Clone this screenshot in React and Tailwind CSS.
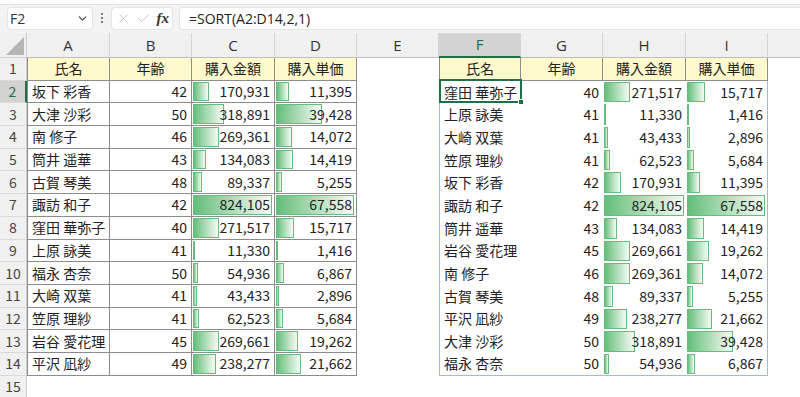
import { ChevronDown, X, Check } from "lucide-react";

const LEFT = [
  ["坂下 彩香", 42, 170931, 11395],
  ["大津 沙彩", 50, 318891, 39428],
  ["南 修子", 46, 269361, 14072],
  ["筒井 遥華", 43, 134083, 14419],
  ["古賀 琴美", 48, 89337, 5255],
  ["諏訪 和子", 42, 824105, 67558],
  ["窪田 華弥子", 40, 271517, 15717],
  ["上原 詠美", 41, 11330, 1416],
  ["福永 杏奈", 50, 54936, 6867],
  ["大崎 双葉", 41, 43433, 2896],
  ["笠原 理紗", 41, 62523, 5684],
  ["岩谷 愛花理", 45, 269661, 19262],
  ["平沢 凪紗", 49, 238277, 21662],
];

// =SORT(A2:D14,2,1) — stable sort by age
const RIGHT = [...LEFT].map((r, i) => [r, i]).sort((a, b) => a[0][1] - b[0][1] || a[1] - b[1]).map((x) => x[0]);

const MAX_C = Math.max(...LEFT.map((r) => r[2]));
const MAX_D = Math.max(...LEFT.map((r) => r[3]));

const HEADERS = ["氏名", "年齢", "購入金額", "購入単価"];
const COLS = ["A", "B", "C", "D", "E", "F", "G", "H", "I", "J"];
const COL_W = {
  A: "w-[83px]",
  B: "w-[82px]",
  C: "w-[83px]",
  D: "w-[82px]",
  E: "w-[82px]",
  F: "w-[82px]",
  G: "w-[82px]",
  H: "w-[83px]",
  I: "w-[82px]",
  J: "w-[82px]",
};

const fmt = (n) => n.toLocaleString("en-US");

const Bar = ({ value, max, cellW }) => (
  <div
    className="absolute left-[1px] top-[1px] bottom-[1px] bg-linear-to-r from-[#63be7b] to-[#f4fbf6] border border-[#63be7b]"
    style={{ width: Math.max(1.5, (value / max) * (cellW - 3)) }}
  />
);

const RowHead = ({ n, active }) => (
  <div
    className={`w-[27px] shrink-0 flex items-center justify-center text-[14px] border-b border-[#dadada] ${
      active
        ? "bg-[#d2d2d2] text-[#1e7145] border-r-2 border-r-[#1e7145]"
        : "bg-[#f0f0f0] text-[#444] border-r border-r-[#cfcfcf]"
    }`}
  >
    {n}
  </div>
);

const Cell = ({ col, className = "", children }) => (
  <div className={`${COL_W[col]} shrink-0 relative flex items-center ${className}`}>{children}</div>
);

const Txt = ({ right, center, children }) => (
  <span
    className={`relative z-10 w-full px-[4px] whitespace-nowrap ${
      right ? "text-right" : center ? "text-center" : "text-left"
    }`}
  >
    {children}
  </span>
);

export default function App() {
  return (
    <div
      className="w-[800px] h-[397px] overflow-hidden bg-white text-[#222] text-[14px]"
      style={{ fontFamily: '"Noto Sans CJK JP", "Noto Sans", sans-serif' }}
    >
      {/* formula bar */}
      <div className="h-[33px] bg-[#f3f3f3] border-t border-[#e2e2e2] flex items-center gap-[6px] pl-[7px] mt-[4px] -mb-[4px]">
        <div className="w-[86px] h-[23px] bg-white rounded-[4px] border border-[#e4e4e4] flex items-center justify-between pl-[2px] pr-[3px] -mt-[6px]">
          <span className="text-[14px] text-[#333]" style={{ fontFamily: '"Open Sans", sans-serif' }}>
            F2
          </span>
          <ChevronDown size={13} strokeWidth={2} className="text-[#444]" />
        </div>
        <div className="flex flex-col gap-[2px] -mt-[6px] px-[2px]">
          <div className="w-[2px] h-[2px] bg-[#555] rounded-full" />
          <div className="w-[2px] h-[2px] bg-[#555] rounded-full" />
          <div className="w-[2px] h-[2px] bg-[#555] rounded-full" />
        </div>
        <div className="w-[62px] h-[23px] bg-white rounded-[4px] border border-[#e4e4e4] flex items-center justify-between pl-[4px] pr-[3px] -mt-[6px]">
          <X size={15} strokeWidth={1.2} className="text-[#b4b4b4]" />
          <Check size={15} strokeWidth={1.2} className="text-[#b4b4b4]" />
          <span className="italic text-[15px] text-[#333] font-semibold" style={{ fontFamily: '"Liberation Serif", serif' }}>
            fx
          </span>
        </div>
        <div className="flex-1 h-[23px] bg-white rounded-l-[4px] border border-r-0 border-[#e4e4e4] flex items-center pl-[9px] -mt-[6px]">
          <span className="text-[14px] text-[#222]" style={{ fontFamily: '"Open Sans", sans-serif' }}>
            =SORT(A2:D14,2,1)
          </span>
        </div>
      </div>

      {/* column headers */}
      <div className="flex h-[25px]">
        <div className="w-[27px] shrink-0 bg-[#f0f0f0] border-r border-b border-[#cfcfcf] flex items-end justify-end p-[2px]">
          <svg width="18" height="18" viewBox="0 0 18 18">
            <polygon points="18,0 18,18 0,18" fill="#b5b5b5" />
          </svg>
        </div>
        {COLS.map((c) => (
          <div
            key={c}
            className={`${COL_W[c]} shrink-0 flex items-center justify-center text-[15px] border-r border-[#d4d4d4] ${
              c === "F"
                ? "bg-[#d3d3d3] text-[#1e7145] border-b-2 border-b-[#1e7145]"
                : "bg-[#f0f0f0] text-[#333] border-b border-b-[#bdbdbd]"
            }`}
            style={{ fontFamily: '"Open Sans", sans-serif' }}
          >
            {c === "J" ? "" : c}
          </div>
        ))}
      </div>

      {/* row 1 : headers */}
      <div className="flex h-[22.7px]">
        <RowHead n={1} />
        {HEADERS.map((h, i) => (
          <Cell
            key={h}
            col={COLS[i]}
            className={`bg-[#fff9cc] border-r border-b border-[#8c8c8c] ${i === 0 ? "border-l" : ""}`}
          >
            <Txt center>{h}</Txt>
          </Cell>
        ))}
        <Cell col="E" />
        {HEADERS.map((h, i) => (
          <Cell
            key={h + "r"}
            col={COLS[i + 5]}
            className={`bg-[#fff9cc] border-r border-b border-[#8c8c8c] ${i === 0 ? "border-l" : ""}`}
          >
            <Txt center>{h}</Txt>
          </Cell>
        ))}
        <Cell col="J" />
      </div>

      {/* rows 2-14 */}
      {LEFT.map((l, idx) => {
        const r = RIGHT[idx];
        const last = idx === LEFT.length - 1;
        const blueB = last ? "border-b border-b-[#9dbbe6]" : "";
        return (
          <div key={idx} className="flex h-[22.7px]">
            <RowHead n={idx + 2} active={idx === 0} />
            <Cell col="A" className="border-l border-r border-b border-[#8c8c8c]">
              <Txt>{l[0]}</Txt>
            </Cell>
            <Cell col="B" className="border-r border-b border-[#8c8c8c]">
              <Txt right>{l[1]}</Txt>
            </Cell>
            <Cell col="C" className="border-r border-b border-[#8c8c8c]">
              <Bar value={l[2]} max={MAX_C} cellW={82} />
              <Txt right>{fmt(l[2])}</Txt>
            </Cell>
            <Cell col="D" className="border-r border-b border-[#8c8c8c]">
              <Bar value={l[3]} max={MAX_D} cellW={81} />
              <Txt right>{fmt(l[3])}</Txt>
            </Cell>
            <Cell col="E" />
            <Cell col="F" className={`border-l border-l-[#9dbbe6] ${blueB}`}>
              <Txt>{r[0]}</Txt>
              {idx === 0 && (
                <div className="absolute -left-[1px] -top-[2px] -right-[1px] bottom-0 border-2 border-[#1e7145] z-20">
                  <div className="absolute -right-[4px] -bottom-[4px] w-[6px] h-[6px] bg-[#1e7145] border border-white" />
                </div>
              )}
            </Cell>
            <Cell col="G" className={blueB}>
              <Txt right>{r[1]}</Txt>
            </Cell>
            <Cell col="H" className={blueB}>
              <Bar value={r[2]} max={MAX_C} cellW={83} />
              <Txt right>{fmt(r[2])}</Txt>
            </Cell>
            <Cell col="I" className={`border-r border-r-[#9dbbe6] ${blueB}`}>
              <Bar value={r[3]} max={MAX_D} cellW={81} />
              <Txt right>{fmt(r[3])}</Txt>
            </Cell>
            <Cell col="J" />
          </div>
        );
      })}

      {/* row 15 */}
      <div className="flex h-[22.7px]">
        <RowHead n={15} />
      </div>
    </div>
  );
}
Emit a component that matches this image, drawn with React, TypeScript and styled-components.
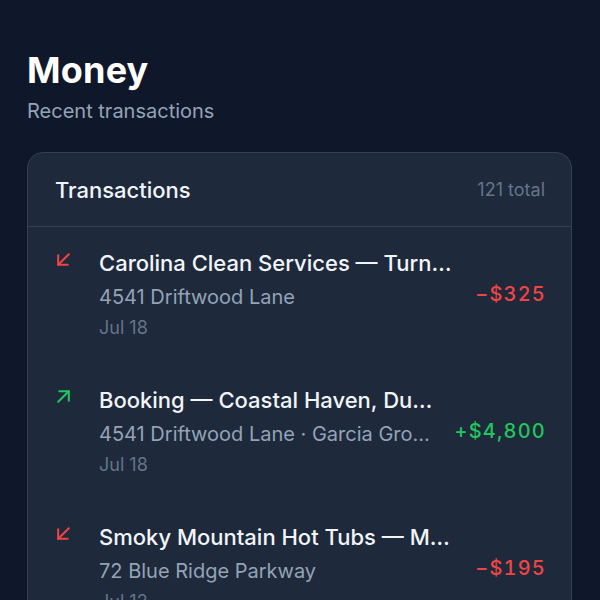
import React from "react";
import styled, { createGlobalStyle } from "styled-components";

const Global = createGlobalStyle`
  html, body { margin: 0; padding: 0; background: #0f172a; }
  body { font-family: Inter, "Noto Sans", "Liberation Sans", sans-serif; -webkit-font-smoothing: antialiased; }
  * { box-sizing: border-box; }
`;

const Page = styled.main`
  height: 600px;
  padding: 48px 28px 0 27px;
  background: #0f172a;
  overflow: hidden;
`;

const Title = styled.h1`
  margin: 0;
  font-size: 36px;
  line-height: 44px;
  font-weight: 700;
  color: #ffffff;
  letter-spacing: 0.2px;
`;

const Subtitle = styled.p`
  margin: 5px 0 0;
  font-size: 20px;
  line-height: 28px;
  color: #94a3b8;
`;

const Card = styled.section`
  margin-top: 27px;
  background: #1e293b;
  border: 1px solid #334155;
  border-radius: 16px;
  overflow: hidden;
`;

const CardHeader = styled.header`
  height: 74px;
  display: flex;
  align-items: center;
  justify-content: space-between;
  padding: 0 26px 0 27px;
  border-bottom: 1px solid #334155;
`;

const CardTitle = styled.h2`
  margin: 0;
  font-size: 22px;
  font-weight: 500;
  color: #f1f5f9;
`;

const Count = styled.span`
  font-size: 18px;
  color: #64748b;
`;

const Row = styled.div`
  display: flex;
  align-items: center;
  gap: 22px;
  padding: 21px 25px 24px 27px;
`;

const Main = styled.div`
  flex: 1;
  min-width: 0;
  display: flex;
  align-items: flex-start;
  gap: 27px;
`;

const IconWrap = styled.span<{ $tone: "in" | "out" }>`
  flex: none;
  display: flex;
  margin-top: 3px;
  color: ${(p) => (p.$tone === "in" ? "#22c55e" : "#ef4444")};
`;

const Texts = styled.div`
  flex: 1;
  min-width: 0;
  display: flex;
  flex-direction: column;
`;

const Name = styled.div`
  font-size: 22px;
  line-height: 30px;
  font-weight: 500;
  color: #f1f5f9;
  white-space: nowrap;
  overflow: hidden;
  text-overflow: ellipsis;
`;

const Meta = styled.div`
  margin-top: 5px;
  font-size: 20px;
  line-height: 28px;
  color: #94a3b8;
  white-space: nowrap;
  overflow: hidden;
  text-overflow: ellipsis;
`;

const DateText = styled.div`
  margin-top: 5px;
  font-size: 18px;
  line-height: 24px;
  color: #64748b;
`;

const Amount = styled.span<{ $tone: "in" | "out" }>`
  flex: none;
  font-size: 20px;
  font-weight: 500;
  letter-spacing: 1.2px;
  font-variant-numeric: tabular-nums;
  color: ${(p) => (p.$tone === "in" ? "#22c55e" : "#ef4444")};
`;

const ArrowIn = () => (
  <svg width="17" height="17" viewBox="0 0 16 16" fill="none" stroke="currentColor" strokeWidth="1.9" strokeLinecap="round" strokeLinejoin="round">
    <path d="M3 13 13 3" />
    <path d="M4 3h9v9" />
  </svg>
);

const ArrowOut = () => (
  <svg width="17" height="17" viewBox="0 0 16 16" fill="none" stroke="currentColor" strokeWidth="1.9" strokeLinecap="round" strokeLinejoin="round">
    <path d="M13 3 3 13" />
    <path d="M12 13H3V4" />
  </svg>
);

type Tx = { tone: "in" | "out"; name: string; meta: string; date: string; amount: string };

const txs: Tx[] = [
  { tone: "out", name: "Carolina Clean Services — Turnover cleaning", meta: "4541 Driftwood Lane", date: "Jul 18", amount: "−$325" },
  { tone: "in", name: "Booking — Coastal Haven, Duck Harbor", meta: "4541 Driftwood Lane · Garcia Group stay", date: "Jul 18", amount: "+$4,800" },
  { tone: "out", name: "Smoky Mountain Hot Tubs — Maintenance", meta: "72 Blue Ridge Parkway", date: "Jul 12", amount: "−$195" },
];

export default function App() {
  return (
    <>
      <Global />
      <Page>
        <Title>Money</Title>
        <Subtitle>Recent transactions</Subtitle>
        <Card>
          <CardHeader>
            <CardTitle>Transactions</CardTitle>
            <Count>121 total</Count>
          </CardHeader>
          {txs.map((t, i) => (
            <Row key={i}>
              <Main>
                <IconWrap $tone={t.tone}>{t.tone === "in" ? <ArrowIn /> : <ArrowOut />}</IconWrap>
                <Texts>
                  <Name>{t.name}</Name>
                  <Meta>{t.meta}</Meta>
                  <DateText>{t.date}</DateText>
                </Texts>
              </Main>
              <Amount $tone={t.tone}>{t.amount}</Amount>
            </Row>
          ))}
        </Card>
      </Page>
    </>
  );
}
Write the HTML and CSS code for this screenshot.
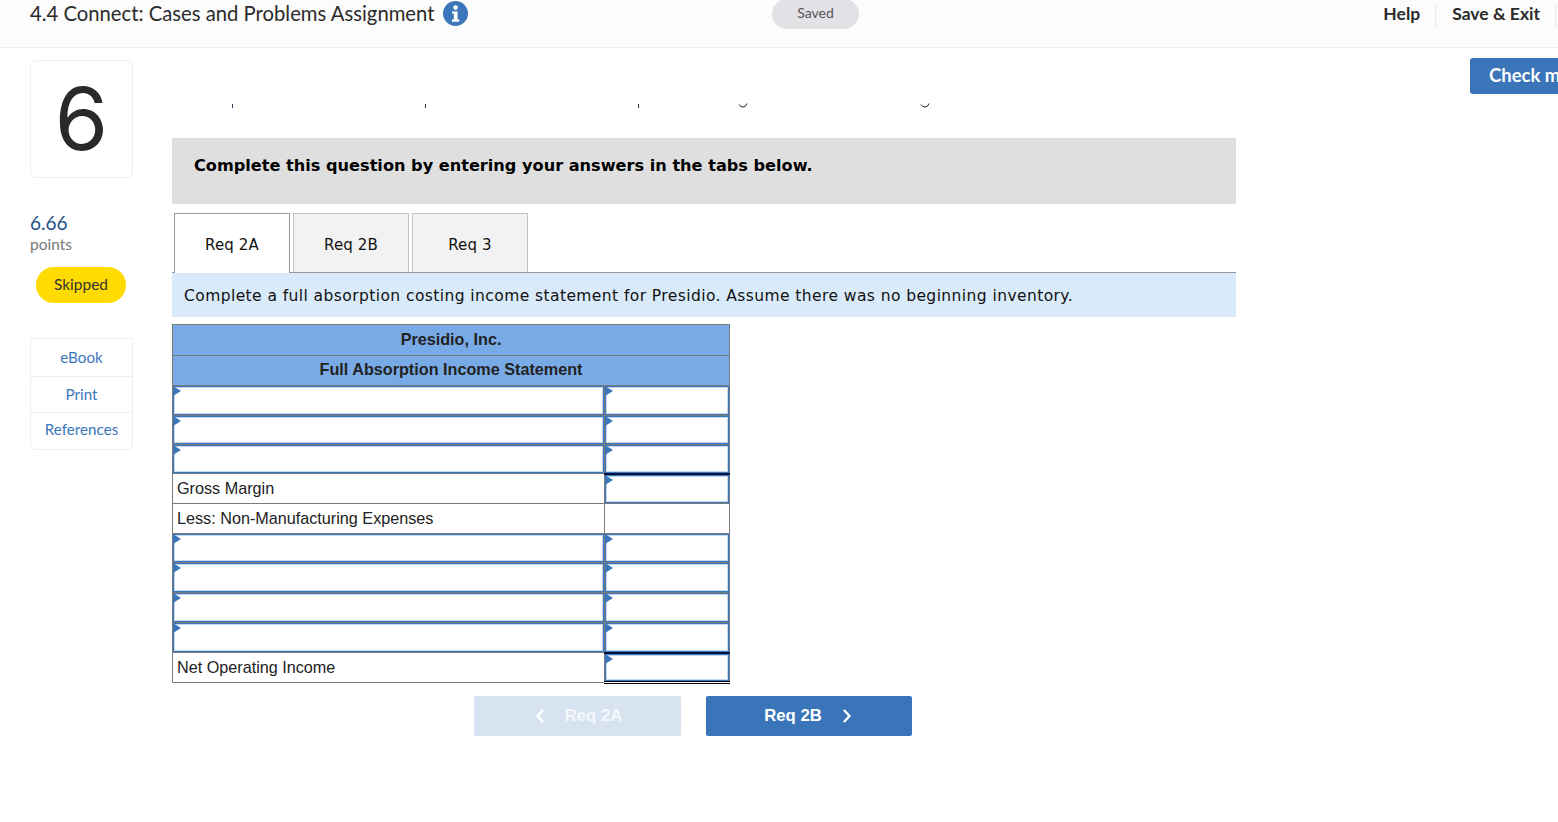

########

[Task directions] Count the lines in the records above that contain the word "screenshot", and reply with only that number.

[Worked answer] 2